La réalité est là, indéniable. Selon le sondage du Figaro Magazine, Mme le Pen est en tête ce mois ci des personnalités dont la cote d’avenir est la plus élevée, et trois personnes de son parti, ou dissidente figurent dans les 4 premiers… Le résultat est presque vertigineux.
Il ne signifie pas que Mme le Pen et son parti sont assurés de prendre le pouvoir. Les élections nationales sont dans 3 ans, beaucoup d’eau, d’ici là, peut couler sous les ponts – et aussi beaucoup de scandales potentiels. Le succès sondagier ne signifie pas succès électoral et enfin, il sera toujours compliqué (mais pas impossible à la faveur de l’exaspération) de franchir la barre de 50% contre une coalition de circonstance de toutes les autres forces politiques. Déjà des appels au « front républicains se font entendre ».

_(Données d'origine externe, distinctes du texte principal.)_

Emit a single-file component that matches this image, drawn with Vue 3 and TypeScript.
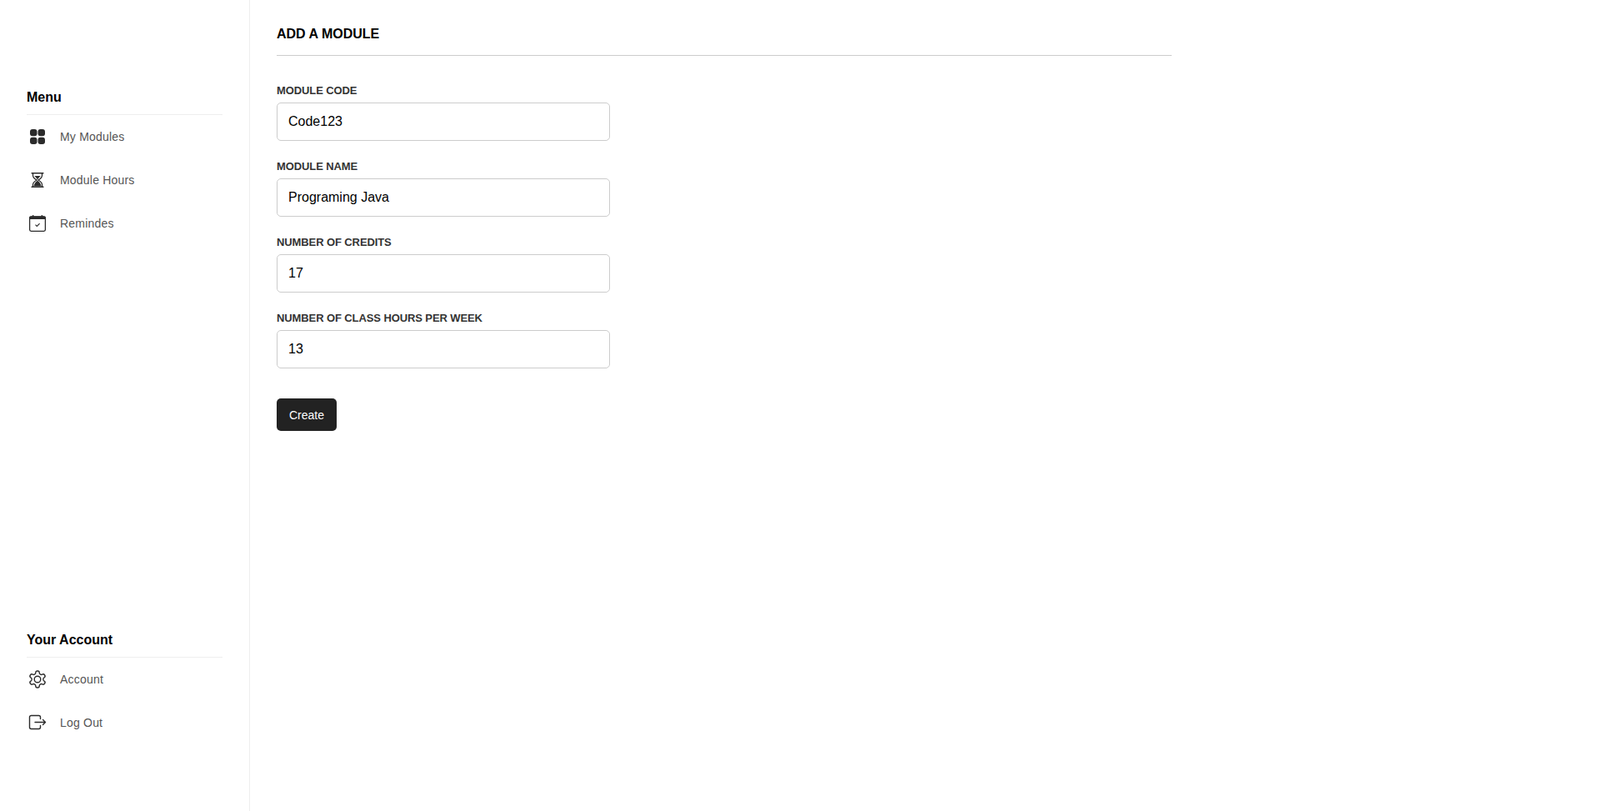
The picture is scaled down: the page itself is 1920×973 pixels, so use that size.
<template>
  <div class="page">
    <aside class="sidebar">
      <nav class="side-section">
        <h3 class="side-title">Menu</h3>
        <a v-for="item in menuItems" :key="item.label" class="side-link" href="#">
          <svg class="side-icon" viewBox="0 0 24 24" v-html="item.icon"></svg>
          <span>{{ item.label }}</span>
        </a>
      </nav>
      <nav class="side-section">
        <h3 class="side-title">Your Account</h3>
        <a v-for="item in accountItems" :key="item.label" class="side-link" href="#">
          <svg class="side-icon" viewBox="0 0 24 24" v-html="item.icon"></svg>
          <span>{{ item.label }}</span>
        </a>
      </nav>
    </aside>

    <main class="content">
      <h2 class="content-title">ADD A MODULE</h2>
      <form class="module-form" @submit.prevent>
        <div v-for="field in fields" :key="field.label" class="field">
          <label class="field-label">{{ field.label }}</label>
          <input class="field-input" type="text" :value="field.value" />
        </div>
        <button class="create-btn" type="submit">Create</button>
      </form>
    </main>
  </div>
</template>

<script setup lang="ts">
interface SideItem {
  label: string
  icon: string
}

const gridIcon = `<g fill="#2b2b2b"><rect x="3" y="3" width="8.500" height="8.300" rx="3"/><rect x="12.500" y="3" width="8.500" height="8.300" rx="3"/><rect x="3" y="12.700" width="8.500" height="8.300" rx="3"/><rect x="12.500" y="12.700" width="8.500" height="8.300" rx="3"/></g>`

const hourglassIcon = `<g fill="#2b2b2b"><rect x="4.500" y="3" width="15" height="1.600" rx=".5"/><rect x="4.500" y="19.400" width="15" height="1.600" rx=".5"/><path d="M12 12.800c-1.700.9-3.700 3-4.600 6.700h9.200c-.9-3.700-2.900-5.800-4.600-6.700z"/><path d="M8.300 7h7.400L12 11.300z"/></g><path fill="none" stroke="#2b2b2b" stroke-width="1.300" d="M6.500 4v2.500c0 2.200 2.300 4.200 4.600 5.500-2.300 1.300-4.600 3.300-4.600 5.500V20M17.500 4v2.500c0 2.200-2.300 4.200-4.600 5.500 2.300 1.300 4.600 3.300 4.600 5.500V20"/>`

const calendarIcon = `<rect x="2.600" y="4" width="18.800" height="17.400" rx="1.800" fill="none" stroke="#2b2b2b" stroke-width="1.300"/><path fill="#2b2b2b" d="M2 5.500a2 2 0 0 1 2-2h2V2h1.300v1.500h9.400V2H18v1.500h2a2 2 0 0 1 2 2v1.500H2V5.500z"/><path fill="none" stroke="#2b2b2b" stroke-width="1.100" d="M9.500 13.600l1.800 1.800 3.300-3.300"/>`

const gearIcon = `<path fill="none" stroke="#2b2b2b" stroke-width="1.400" stroke-linejoin="round" d="M12.220 2h-.44a2 2 0 0 0-2 2v.18a2 2 0 0 1-1 1.730l-.43.25a2 2 0 0 1-2 0l-.15-.08a2 2 0 0 0-2.730.73l-.22.38a2 2 0 0 0 .73 2.730l.15.1a2 2 0 0 1 1 1.720v.51a2 2 0 0 1-1 1.740l-.15.09a2 2 0 0 0-.73 2.730l.22.38a2 2 0 0 0 2.730.73l.15-.08a2 2 0 0 1 2 0l.43.25a2 2 0 0 1 1 1.730V20a2 2 0 0 0 2 2h.44a2 2 0 0 0 2-2v-.18a2 2 0 0 1 1-1.730l.43-.25a2 2 0 0 1 2 0l.15.08a2 2 0 0 0 2.730-.73l.22-.39a2 2 0 0 0-.73-2.730l-.15-.08a2 2 0 0 1-1-1.740v-.5a2 2 0 0 1 1-1.740l.15-.09a2 2 0 0 0 .73-2.730l-.22-.38a2 2 0 0 0-2.730-.73l-.15.08a2 2 0 0 1-2 0l-.43-.25a2 2 0 0 1-1-1.730V4a2 2 0 0 0-2-2z"/><circle cx="12" cy="12" r="3.800" fill="none" stroke="#2b2b2b" stroke-width="1.400"/>`

const logoutIcon = `<path fill="none" stroke="#2b2b2b" stroke-width="1.400" stroke-linecap="round" stroke-linejoin="round" d="M15.500 7.500V5.500a2 2 0 0 0-2-2h-9a2 2 0 0 0-2 2v12a2 2 0 0 0 2 2h9a2 2 0 0 0 2-2v-2M9 11.500h12.500M18.500 8.500l3 3-3 3"/>`

const menuItems: SideItem[] = [
  { label: 'My Modules', icon: gridIcon },
  { label: 'Module Hours', icon: hourglassIcon },
  { label: 'Remindes', icon: calendarIcon },
]

const accountItems: SideItem[] = [
  { label: 'Account', icon: gearIcon },
  { label: 'Log Out', icon: logoutIcon },
]

const fields = [
  { label: 'MODULE CODE', value: 'Code123' },
  { label: 'MODULE NAME', value: 'Programing Java' },
  { label: 'NUMBER OF CREDITS', value: '17' },
  { label: 'NUMBER OF CLASS HOURS PER WEEK', value: '13' },
]
</script>

<style>
html,
body {
  margin: 0;
  background: #fff;
}
</style>

<style scoped>
.page {
  display: flex;
  min-height: 973px;
  font-family: "Liberation Sans", Arial, sans-serif;
  color: #000;
}

.sidebar {
  box-sizing: border-box;
  width: 300px;
  height: 973px;
  flex-shrink: 0;
  padding: 107px 32px 80px;
  border-right: 1px solid #eee;
  display: flex;
  flex-direction: column;
  justify-content: space-between;
}

.side-title {
  margin: 0;
  padding-bottom: 11px;
  width: 235px;
  font-size: 16px;
  line-height: 19px;
  font-weight: 700;
  border-bottom: 1px solid #eee;
}

.side-link {
  box-sizing: border-box;
  display: flex;
  align-items: center;
  gap: 15px;
  height: 52px;
  width: 235px;
  padding-left: 1px;
  font-size: 14px;
  letter-spacing: 0.2px;
  color: #555;
  text-decoration: none;
}

.side-icon {
  width: 24px;
  height: 24px;
  flex-shrink: 0;
}

.content {
  box-sizing: border-box;
  width: 1106px;
  padding: 31px 0 0 32px;
}

.content-title {
  margin: 0;
  padding-bottom: 15px;
  font-size: 16px;
  line-height: 20px;
  font-weight: 700;
  border-bottom: 1px solid #ccc;
}

.module-form {
  padding-top: 34px;
}

.field {
  margin-bottom: 23px;
}

.field-label {
  display: block;
  margin-bottom: 7px;
  font-size: 13px;
  line-height: 15px;
  font-weight: 700;
  letter-spacing: -0.1px;
  color: #333;
}

.field-input {
  display: block;
  box-sizing: border-box;
  width: 400px;
  height: 46px;
  padding: 0 13px;
  border: 1px solid #ccc;
  border-radius: 5px;
  outline: none;
  font-family: inherit;
  font-size: 16px;
  color: #000;
  background: #fff;
}

.create-btn {
  display: block;
  width: 72px;
  height: 39px;
  margin-top: 36px;
  padding: 0;
  border: none;
  border-radius: 5px;
  background: #222;
  color: #fff;
  font-family: inherit;
  font-size: 14px;
}
</style>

Le plus invraisemblable, dans tout cela, c’est la bêtise suprême qui explique ce succès sondagier, sans que nul n’ait la moindre idée de remettre en cause des stratégies politiciennes et des idées reçues qui conduisent à cette situation. Les vraies raisons de cette percée sondagière sont aux antipodes de la vision généralement partagée dans la classe politique:
1)-Le discours de la « diabolisation » de l’épouvantail et les appels au front unis ou à la « troisième force » centrale (LR-macronistes) pour « lutter contre l’extrême droite » ne cessent de conforter la position du camp lepéniste ou assimilé en tant que force antisystème sur laquelle le dégoût et l’écœurement populaire viennent se cristalliser – tandis que les dérives du discours mélenchoniste sur l’islamisme ou le Hamas le privent désormais de ce rôle.
2)-Mme le Pen et les siens ne se distinguent jamais par la qualité de leurs projets, les perspectives qu’ils offrent et n’inspirent pas une confiance particulière au pays. Seulement, ils sont les seuls à n’avoir jamais gouverné et profitent de cette virginité: les seuls à ne pas avoir trempé dans ce qui est ressenti par beaucoup comme une descente aux enfers progressive de la France depuis plusieurs décennies.
3)-Le RN et assimilés (Mme Maréchal-le Pen) parviennent mieux que quiconque à incarner le rejet de la présidence Macron qui sombre dans l’impopularité chronique (24% de confiance selon le même sondage soit moins d’un quart). Ils bénéficient à cet égard de la tragédie de la droite LR, dont l’image a été dévastée par la succession des trahisons emblématiques mais aussi par la tentation de la collaboration avec le macronisme, sur l’Absurdistan sanitaire, sur les retraites comme sur la loi immigration… 3 ans avant les élections nationales, vont-ils enfin comprendre?
4)-Le style le Pen favorise une identification populaire par opposition à l’image élitiste qu’offre le reste de la classe politique (en dehors de M. Mélenchon, mais qui s’est grillé par son extrémisme): la gouaillerie, l’anti-intellectualisme, l’absence de prétention et l’apparente simplicité. Cela ne signifie pas que le personnage soit forcément en conformité avec cette image mais que celle-ci favorise une certaine identification populaire. Aucun autre parti n’a su trouver une personnalité pouvant rivaliser sur ce plan… en tout cas pas encore.
5)-La course aux « idées du RN » qui s’est exprimée notamment pendant la réforme de l’immigration profite évidemment à ses leaders en leur donnant raison. La classe politique (hors gauche) y compris LR et la majorité macroniste, a ainsi validé la préférence nationale (personne ne veut l’admettre mais c’est un fait) concept lepéniste par excellence en s’en prenant aux droits sociaux des étrangers (en situation régulière). Or il existe une autre manière infiniment plus utile et juste de parler d’immigration sur la maîtrise des frontières et des visas, la lutte contre les filières criminelles et les entrées illégales, le co-développement – à laquelle il ne fallait pas renoncer pour se livrer à un exercice d’imitation voué à l’échec.
6)-Au royaume des aveugles, les borgnes sont roi. Parler de popularité avec 41% d’avis favorables est douteux. En fait, Mme le Pen profite surtout du discrédit général de la classe politique et du fait que personne n’émerge vraiment aujourd’hui. Avec plus de 50 à 60% de taux de confiance, on peut parler de popularité. En tête avec 41%: cela ne signifie pas populaire, mais moins impopulaire que les autres.